## START

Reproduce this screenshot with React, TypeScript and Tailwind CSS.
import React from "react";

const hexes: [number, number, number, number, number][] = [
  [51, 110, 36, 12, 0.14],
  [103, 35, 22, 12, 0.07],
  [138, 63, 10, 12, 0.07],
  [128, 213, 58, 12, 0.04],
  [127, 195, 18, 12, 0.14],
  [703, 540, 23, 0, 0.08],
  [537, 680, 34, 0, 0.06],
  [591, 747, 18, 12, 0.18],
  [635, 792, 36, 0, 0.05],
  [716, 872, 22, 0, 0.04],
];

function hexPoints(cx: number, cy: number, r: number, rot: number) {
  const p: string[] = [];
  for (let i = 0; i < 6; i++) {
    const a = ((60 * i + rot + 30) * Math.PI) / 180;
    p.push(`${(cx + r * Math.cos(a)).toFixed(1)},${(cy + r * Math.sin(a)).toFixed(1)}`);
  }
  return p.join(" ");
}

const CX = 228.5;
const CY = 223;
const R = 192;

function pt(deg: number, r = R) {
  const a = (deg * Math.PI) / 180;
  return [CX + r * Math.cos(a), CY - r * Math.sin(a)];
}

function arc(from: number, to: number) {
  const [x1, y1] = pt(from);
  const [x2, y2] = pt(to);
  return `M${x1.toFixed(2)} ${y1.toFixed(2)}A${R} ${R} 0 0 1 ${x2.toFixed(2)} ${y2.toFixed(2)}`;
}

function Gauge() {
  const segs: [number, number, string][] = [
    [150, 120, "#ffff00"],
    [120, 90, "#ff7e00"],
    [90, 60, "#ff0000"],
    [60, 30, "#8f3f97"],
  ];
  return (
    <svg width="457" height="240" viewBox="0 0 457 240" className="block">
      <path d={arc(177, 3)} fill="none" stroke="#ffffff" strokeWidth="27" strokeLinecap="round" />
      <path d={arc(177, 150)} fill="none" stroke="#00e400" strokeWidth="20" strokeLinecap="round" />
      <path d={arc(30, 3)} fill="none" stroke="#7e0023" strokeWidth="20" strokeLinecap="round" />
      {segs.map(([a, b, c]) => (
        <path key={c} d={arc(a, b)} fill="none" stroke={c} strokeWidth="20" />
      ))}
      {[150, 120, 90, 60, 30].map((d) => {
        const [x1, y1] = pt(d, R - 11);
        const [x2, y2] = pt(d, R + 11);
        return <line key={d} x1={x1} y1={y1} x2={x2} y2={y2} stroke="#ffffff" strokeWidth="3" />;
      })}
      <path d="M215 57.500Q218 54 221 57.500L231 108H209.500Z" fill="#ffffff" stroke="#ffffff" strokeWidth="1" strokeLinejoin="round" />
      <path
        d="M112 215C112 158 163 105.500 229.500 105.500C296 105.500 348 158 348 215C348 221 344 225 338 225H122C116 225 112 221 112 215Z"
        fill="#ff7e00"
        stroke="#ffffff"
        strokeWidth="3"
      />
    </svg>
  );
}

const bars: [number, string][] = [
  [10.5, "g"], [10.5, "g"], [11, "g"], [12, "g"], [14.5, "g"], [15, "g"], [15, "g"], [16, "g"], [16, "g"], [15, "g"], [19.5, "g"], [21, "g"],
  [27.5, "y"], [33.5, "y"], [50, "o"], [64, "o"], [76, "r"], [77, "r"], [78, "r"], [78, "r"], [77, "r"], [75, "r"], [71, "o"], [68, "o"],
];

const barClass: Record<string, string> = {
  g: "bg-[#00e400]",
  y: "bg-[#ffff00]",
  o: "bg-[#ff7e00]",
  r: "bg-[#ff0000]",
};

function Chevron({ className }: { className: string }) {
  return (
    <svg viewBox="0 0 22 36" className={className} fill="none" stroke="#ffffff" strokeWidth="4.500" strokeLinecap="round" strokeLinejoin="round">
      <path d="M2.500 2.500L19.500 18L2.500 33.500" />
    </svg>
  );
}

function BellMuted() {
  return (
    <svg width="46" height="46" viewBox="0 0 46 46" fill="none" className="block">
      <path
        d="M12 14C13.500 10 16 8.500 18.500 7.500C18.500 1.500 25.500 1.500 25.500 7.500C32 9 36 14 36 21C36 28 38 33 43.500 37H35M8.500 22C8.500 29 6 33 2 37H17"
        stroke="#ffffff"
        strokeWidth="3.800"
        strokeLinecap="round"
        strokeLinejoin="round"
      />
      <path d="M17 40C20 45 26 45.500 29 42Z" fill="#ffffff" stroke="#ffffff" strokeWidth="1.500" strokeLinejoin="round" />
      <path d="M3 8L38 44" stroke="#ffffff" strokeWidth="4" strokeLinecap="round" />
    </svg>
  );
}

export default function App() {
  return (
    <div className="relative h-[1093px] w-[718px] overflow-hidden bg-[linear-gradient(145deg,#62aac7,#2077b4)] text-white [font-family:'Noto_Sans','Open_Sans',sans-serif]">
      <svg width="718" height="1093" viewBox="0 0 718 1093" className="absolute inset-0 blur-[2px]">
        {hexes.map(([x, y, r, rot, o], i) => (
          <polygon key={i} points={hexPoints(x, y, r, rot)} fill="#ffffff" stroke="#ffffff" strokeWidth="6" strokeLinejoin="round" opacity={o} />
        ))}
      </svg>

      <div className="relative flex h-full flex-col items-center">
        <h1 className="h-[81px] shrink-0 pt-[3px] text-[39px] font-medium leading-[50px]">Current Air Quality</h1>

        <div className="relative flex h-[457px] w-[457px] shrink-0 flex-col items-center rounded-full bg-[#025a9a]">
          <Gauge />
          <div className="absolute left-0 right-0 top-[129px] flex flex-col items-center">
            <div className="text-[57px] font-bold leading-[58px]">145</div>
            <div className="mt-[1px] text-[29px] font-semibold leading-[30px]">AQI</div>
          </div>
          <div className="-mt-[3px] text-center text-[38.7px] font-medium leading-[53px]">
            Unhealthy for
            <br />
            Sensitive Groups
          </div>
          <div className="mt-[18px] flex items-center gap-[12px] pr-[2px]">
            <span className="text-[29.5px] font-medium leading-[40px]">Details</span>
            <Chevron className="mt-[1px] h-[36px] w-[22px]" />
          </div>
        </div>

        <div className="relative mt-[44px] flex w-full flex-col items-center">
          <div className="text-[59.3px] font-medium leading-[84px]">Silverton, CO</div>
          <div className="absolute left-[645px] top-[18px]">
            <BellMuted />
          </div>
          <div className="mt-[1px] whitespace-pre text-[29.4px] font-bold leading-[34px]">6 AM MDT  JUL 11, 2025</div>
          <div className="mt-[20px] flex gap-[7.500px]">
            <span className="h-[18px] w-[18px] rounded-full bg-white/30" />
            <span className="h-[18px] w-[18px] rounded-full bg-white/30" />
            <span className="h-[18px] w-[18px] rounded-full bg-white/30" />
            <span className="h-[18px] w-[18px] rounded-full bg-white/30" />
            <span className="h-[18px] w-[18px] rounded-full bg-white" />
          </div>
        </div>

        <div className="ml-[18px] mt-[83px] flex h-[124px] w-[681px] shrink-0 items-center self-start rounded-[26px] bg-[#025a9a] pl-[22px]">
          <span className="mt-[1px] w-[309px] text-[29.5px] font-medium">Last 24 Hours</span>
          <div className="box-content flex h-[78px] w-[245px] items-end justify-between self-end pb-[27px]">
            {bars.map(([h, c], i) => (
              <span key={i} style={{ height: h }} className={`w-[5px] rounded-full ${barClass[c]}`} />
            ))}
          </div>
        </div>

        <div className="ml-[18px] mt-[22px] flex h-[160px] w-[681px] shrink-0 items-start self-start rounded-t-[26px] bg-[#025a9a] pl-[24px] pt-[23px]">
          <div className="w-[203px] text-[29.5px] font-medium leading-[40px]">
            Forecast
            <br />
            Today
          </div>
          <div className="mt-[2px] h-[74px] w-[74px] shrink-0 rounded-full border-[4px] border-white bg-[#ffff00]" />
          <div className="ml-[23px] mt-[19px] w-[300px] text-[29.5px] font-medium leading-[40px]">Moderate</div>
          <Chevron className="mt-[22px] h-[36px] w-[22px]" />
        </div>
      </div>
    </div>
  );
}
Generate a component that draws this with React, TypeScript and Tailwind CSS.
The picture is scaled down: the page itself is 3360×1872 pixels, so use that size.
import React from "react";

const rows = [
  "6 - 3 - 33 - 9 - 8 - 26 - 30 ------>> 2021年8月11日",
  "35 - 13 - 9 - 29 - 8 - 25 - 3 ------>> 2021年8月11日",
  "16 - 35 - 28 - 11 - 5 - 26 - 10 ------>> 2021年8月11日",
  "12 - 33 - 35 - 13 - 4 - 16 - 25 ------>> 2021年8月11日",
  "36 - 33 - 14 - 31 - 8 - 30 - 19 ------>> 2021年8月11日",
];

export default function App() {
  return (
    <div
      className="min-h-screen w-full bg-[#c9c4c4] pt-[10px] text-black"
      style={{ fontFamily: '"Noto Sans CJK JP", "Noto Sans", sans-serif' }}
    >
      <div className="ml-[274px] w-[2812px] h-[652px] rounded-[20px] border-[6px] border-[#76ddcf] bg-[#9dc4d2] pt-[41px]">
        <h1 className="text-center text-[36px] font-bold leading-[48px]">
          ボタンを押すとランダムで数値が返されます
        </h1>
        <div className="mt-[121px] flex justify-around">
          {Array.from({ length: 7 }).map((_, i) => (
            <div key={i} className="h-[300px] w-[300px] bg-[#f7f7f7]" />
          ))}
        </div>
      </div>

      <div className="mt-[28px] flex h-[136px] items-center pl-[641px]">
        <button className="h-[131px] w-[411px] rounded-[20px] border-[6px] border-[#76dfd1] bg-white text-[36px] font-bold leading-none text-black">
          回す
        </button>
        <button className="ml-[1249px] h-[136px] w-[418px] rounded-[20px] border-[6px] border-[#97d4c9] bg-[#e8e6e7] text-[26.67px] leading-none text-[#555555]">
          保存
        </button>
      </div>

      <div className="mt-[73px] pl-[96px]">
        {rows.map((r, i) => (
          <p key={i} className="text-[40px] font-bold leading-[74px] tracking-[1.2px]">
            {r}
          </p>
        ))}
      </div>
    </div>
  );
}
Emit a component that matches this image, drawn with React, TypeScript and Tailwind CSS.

## END

- **AIM**: Reproduce verbatim the range of lines that opens the records and closes with the line containing "const R = 192;". Omit everything after it.

- **SOLUTION**:
Reproduce this screenshot with React, TypeScript and Tailwind CSS.
import React from "react";

const hexes: [number, number, number, number, number][] = [
  [51, 110, 36, 12, 0.14],
  [103, 35, 22, 12, 0.07],
  [138, 63, 10, 12, 0.07],
  [128, 213, 58, 12, 0.04],
  [127, 195, 18, 12, 0.14],
  [703, 540, 23, 0, 0.08],
  [537, 680, 34, 0, 0.06],
  [591, 747, 18, 12, 0.18],
  [635, 792, 36, 0, 0.05],
  [716, 872, 22, 0, 0.04],
];

function hexPoints(cx: number, cy: number, r: number, rot: number) {
  const p: string[] = [];
  for (let i = 0; i < 6; i++) {
    const a = ((60 * i + rot + 30) * Math.PI) / 180;
    p.push(`${(cx + r * Math.cos(a)).toFixed(1)},${(cy + r * Math.sin(a)).toFixed(1)}`);
  }
  return p.join(" ");
}

const CX = 228.5;
const CY = 223;
const R = 192;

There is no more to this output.